■ **Short exercise**
Copy every line of the entries that includes the word "with".

────────────────────

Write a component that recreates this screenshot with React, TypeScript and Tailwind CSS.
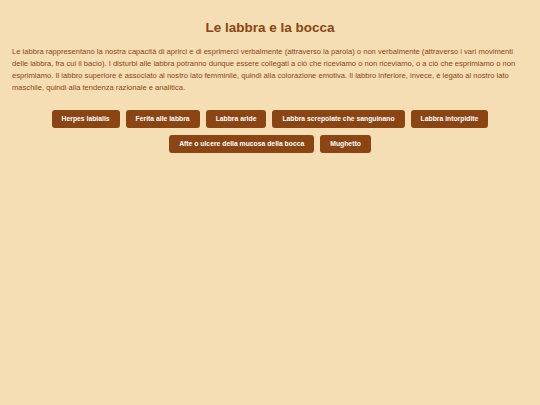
const disturbi = [
  "Herpes labialis",
  "Ferita alle labbra",
  "Labbra aride",
  "Labbra screpolate che sanguinano",
  "Labbra intorpidite",
  "Afte o ulcere della mucosa della bocca",
  "Mughetto",
];

export default function App() {
  return (
    <div className="min-h-[405px] bg-[#f5deb3] px-[12px] pt-[18px] font-['Liberation_Sans',Arial,sans-serif] text-[#8b4513]">
      <h1 className="text-center text-[13.5px] font-bold leading-[20px]">Le labbra e la bocca</h1>
      <p className="mt-[8px] text-[7.6px] leading-[12px]">
        Le labbra rappresentano la nostra capacità di aprirci e di esprimerci verbalmente (attraverso la parola) o non
        verbalmente (attraverso i vari movimenti delle labbra, fra cui il bacio). I disturbi alle labbra potranno dunque
        essere collegati a ciò che riceviamo o non riceviamo, o a ciò che esprimiamo o non esprimiamo. Il labbro superiore
        è associato al nostro lato femminile, quindi alla colorazione emotiva. Il labbro inferiore, invece, è legato al
        nostro lato maschile, quindi alla tendenza razionale e analitica.
      </p>
      <div className="mt-[16px] flex flex-wrap justify-center gap-x-[6px] gap-y-[7px]">
        {disturbi.map((d) => (
          <button
            key={d}
            className="h-[18px] rounded-[3px] bg-[#8b4513] px-[10px] text-[6.8px] font-bold text-white"
          >
            {d}
          </button>
        ))}
      </div>
    </div>
  );
}
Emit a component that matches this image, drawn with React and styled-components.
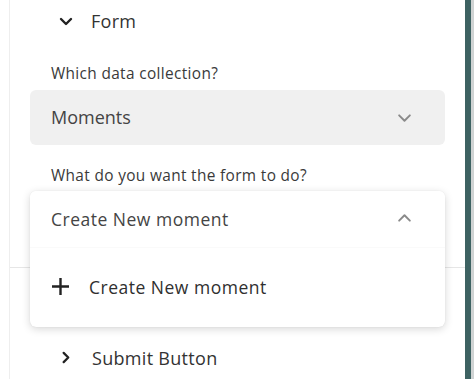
import styled, { createGlobalStyle } from 'styled-components';

const GlobalStyle = createGlobalStyle`
  html, body {
    margin: 0;
    padding: 0;
    background: #ffffff;
    overflow: hidden;
  }
  * { box-sizing: border-box; }
`;

const Page = styled.div`
  display: flex;
  width: 474px;
  height: 379px;
  font-family: "Open Sans", "Noto Sans", sans-serif;
  color: #333;
`;

const Gutter = styled.div`
  width: 10px;
  border-right: 1px solid #eeeeee;
  flex-shrink: 0;
`;

const Panel = styled.div`
  flex: 1;
  display: flex;
  flex-direction: column;
  background: #fff;
`;

const Rail = styled.div`
  width: 6px;
  background: #3d6262;
  flex-shrink: 0;
`;

const Edge = styled.div`
  width: 3px;
  background: #cfd3d3;
  flex-shrink: 0;
`;

const SectionHeader = styled.div`
  display: flex;
  align-items: center;
  gap: ${(p) => p.$gap || 18}px;
  height: 44px;
  padding-left: ${(p) => p.$indent || 49}px;
  font-size: 18px;
  letter-spacing: 0.3px;
  color: #333;
`;

const Body = styled.div`
  display: flex;
  flex-direction: column;
  padding: 0 20px;
`;

const Label = styled.div`
  font-size: 15.4px;
  color: #3a3a3a;
  padding-left: 21px;
  line-height: 20px;
  margin-top: ${(p) => p.$top}px;
  margin-bottom: ${(p) => p.$bottom}px;
  letter-spacing: 0.35px;
`;

const Select = styled.div`
  display: flex;
  align-items: center;
  justify-content: space-between;
  height: 55px;
  padding: 0 33px 0 21px;
  border-radius: 6px;
  background: ${(p) => (p.$open ? '#fff' : '#f0f0f0')};
  font-size: 18px;
  color: #444;
`;

const Field = styled.div`
  position: relative;
`;

const Popup = styled.div`
  position: absolute;
  left: 0;
  right: 0;
  top: 0;
  height: 136px;
  border-radius: 6px;
  background: #fff;
  box-shadow: 0 2px 8px rgba(0, 0, 0, 0.16), 0 0 1px rgba(0, 0, 0, 0.12);
  display: flex;
  flex-direction: column;
  overflow: hidden;
  z-index: 2;
`;

const PopupHead = styled.div`
  display: flex;
  align-items: center;
  justify-content: space-between;
  height: 56px;
  padding: 0 33px 0 21px;
  background: #fff;
  box-shadow: 0 1px 1px rgba(0, 0, 0, 0.02);
  font-size: 17.5px;
  letter-spacing: 0.5px;
  color: #444;
`;

const Option = styled.div`
  display: flex;
  align-items: center;
  gap: 19px;
  flex: 1;
  padding: 0 21px;
  font-size: 17.5px;
  letter-spacing: 0.5px;
  font-weight: 500;
  color: #2f2f2f;
`;

const Divider = styled.div`
  height: 1px;
  background: #e6e6e6;
  margin-top: 21px;
`;

const Spacer = styled.div`
  height: 70px;
`;

const Chevron = ({ dir = 'down', color = '#222', size = 14, width = 2.4 }) => {
  const paths = {
    down: 'M2 5l5 5 5-5',
    up: 'M2 9l5-5 5 5',
    right: 'M5 2l5 5-5 5',
  };
  return (
    <svg width={size} height={size} viewBox="0 0 14 14" fill="none">
      <path d={paths[dir]} stroke={color} strokeWidth={width} strokeLinecap="round" strokeLinejoin="round" />
    </svg>
  );
};

const Plus = () => (
  <svg width="19" height="19" viewBox="0 0 19 19">
    <path d="M9.5 1v17M1 9.5h17" stroke="#222" strokeWidth="2.4" />
  </svg>
);

export default function App() {
  return (
    <Page>
      <GlobalStyle />
      <Gutter />
      <Panel>
        <SectionHeader>
          <Chevron dir="down" />
          Form
        </SectionHeader>
        <Body>
          <Label $top={21} $bottom={6}>Which data collection?</Label>
          <Select>
            Moments
            <Chevron dir="down" color="#8a8a8a" size={15} width={1.8} />
          </Select>
          <Label $top={21} $bottom={5}>What do you want the form to do?</Label>
          <Field>
            {/* trigger stays in flow; the open list covers it */}
            <Select $open />
            <Popup>
              <PopupHead>
                Create New moment
                <Chevron dir="up" color="#8a8a8a" size={15} width={1.8} />
              </PopupHead>
              <Option>
                <Plus />
                Create New moment
              </Option>
            </Popup>
          </Field>
        </Body>
        <Divider />
        <Spacer />
        <SectionHeader $indent={49} $gap={20}>
          <Chevron dir="right" size={13} />
          Submit Button
        </SectionHeader>
      </Panel>
      <Rail />
      <Edge />
    </Page>
  );
}
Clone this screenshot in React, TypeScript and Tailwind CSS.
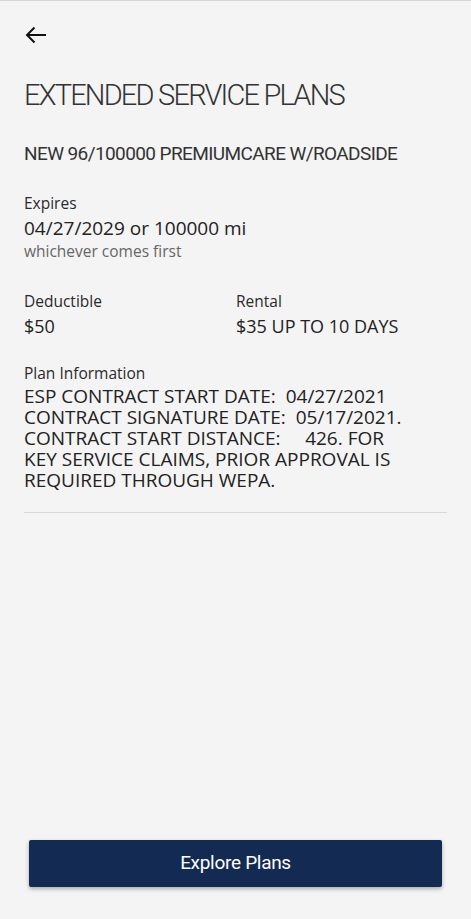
const body = { fontFamily: '"Open Sans", "Liberation Sans", sans-serif' };
const narrow = { fontFamily: 'Roboto, "Liberation Sans", sans-serif' };

function BackArrow() {
  return (
    <svg width="22" height="18" viewBox="0 0 22 18" fill="none" stroke="#111" strokeWidth="2" strokeLinecap="butt">
      <path d="M21 9H2.5" />
      <path d="M9.5 1.5L2 9l7.5 7.5" />
    </svg>
  );
}

function Field({ label, value, className = '' }: { label: string; value: string; className?: string }) {
  return (
    <div className={className}>
      <div className="text-[15.5px] leading-[20px] text-[#2a2a2a]">{label}</div>
      <div className="mt-[4px] text-[18px] leading-[22px] text-[#222]">{value}</div>
    </div>
  );
}

export default function App() {
  return (
    <div className="flex h-[919px] w-[471px] flex-col border-t border-[#d6d6d6] bg-[#f4f4f4]" style={body}>
      <div className="flex-1 px-6">
        <button className="mt-[25px] ml-[1px] flex items-center">
          <BackArrow />
        </button>

        <h1 className="mt-[31px] text-[29px] font-light leading-[40px] tracking-[-1.8px] text-[#333]" style={narrow}>
          EXTENDED SERVICE PLANS
        </h1>

        <h2 className="mt-[26px] text-[19px] leading-[26px] tracking-[-0.6px] text-[#333]" style={narrow}>
          NEW 96/100000 PREMIUMCARE W/ROADSIDE
        </h2>

        <div className="mt-[26px]">
          <div className="text-[15.5px] leading-[20px] text-[#2a2a2a]">Expires</div>
          <div className="mt-[4px] text-[19px] leading-[22px] text-[#222]">04/27/2029 or 100000 mi</div>
          <div className="mt-[2px] text-[15.5px] leading-[20px] text-[#666]">whichever comes first</div>
        </div>

        <div className="mt-[30px] flex">
          <Field label="Deductible" value="$50" className="w-[212px]" />
          <Field label="Rental" value="$35 UP TO 10 DAYS" />
        </div>

        <div className="mt-[26px]">
          <div className="text-[15.5px] leading-[20px] text-[#2a2a2a]">Plan Information</div>
          <p className="mt-[3px] whitespace-pre-wrap text-[19px] leading-[21px] text-[#222]">
            {'ESP CONTRACT START DATE:  04/27/2021\nCONTRACT SIGNATURE DATE:  05/17/2021.\nCONTRACT START DISTANCE:     426. FOR\nKEY SERVICE CLAIMS, PRIOR APPROVAL IS\nREQUIRED THROUGH WEPA.'}
          </p>
        </div>

        <div className="mt-[21px] h-px bg-[#d9d9d9]" />
      </div>

      <div className="px-[29px] pb-[32px]">
        <button
          className="flex h-[47px] w-full items-center justify-center rounded-[2px] bg-[#132a52] text-[19px] tracking-[-0.3px] text-white shadow-[0_2px_4px_rgba(0,0,0,0.3)]"
          style={narrow}
        >
          Explore Plans
        </button>
      </div>
    </div>
  );
}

────────────────────

■ **Finished exercise**
Write a component that recreates this screenshot with React, TypeScript and Tailwind CSS.
Emit a component that matches this image, drawn with React and styled-components.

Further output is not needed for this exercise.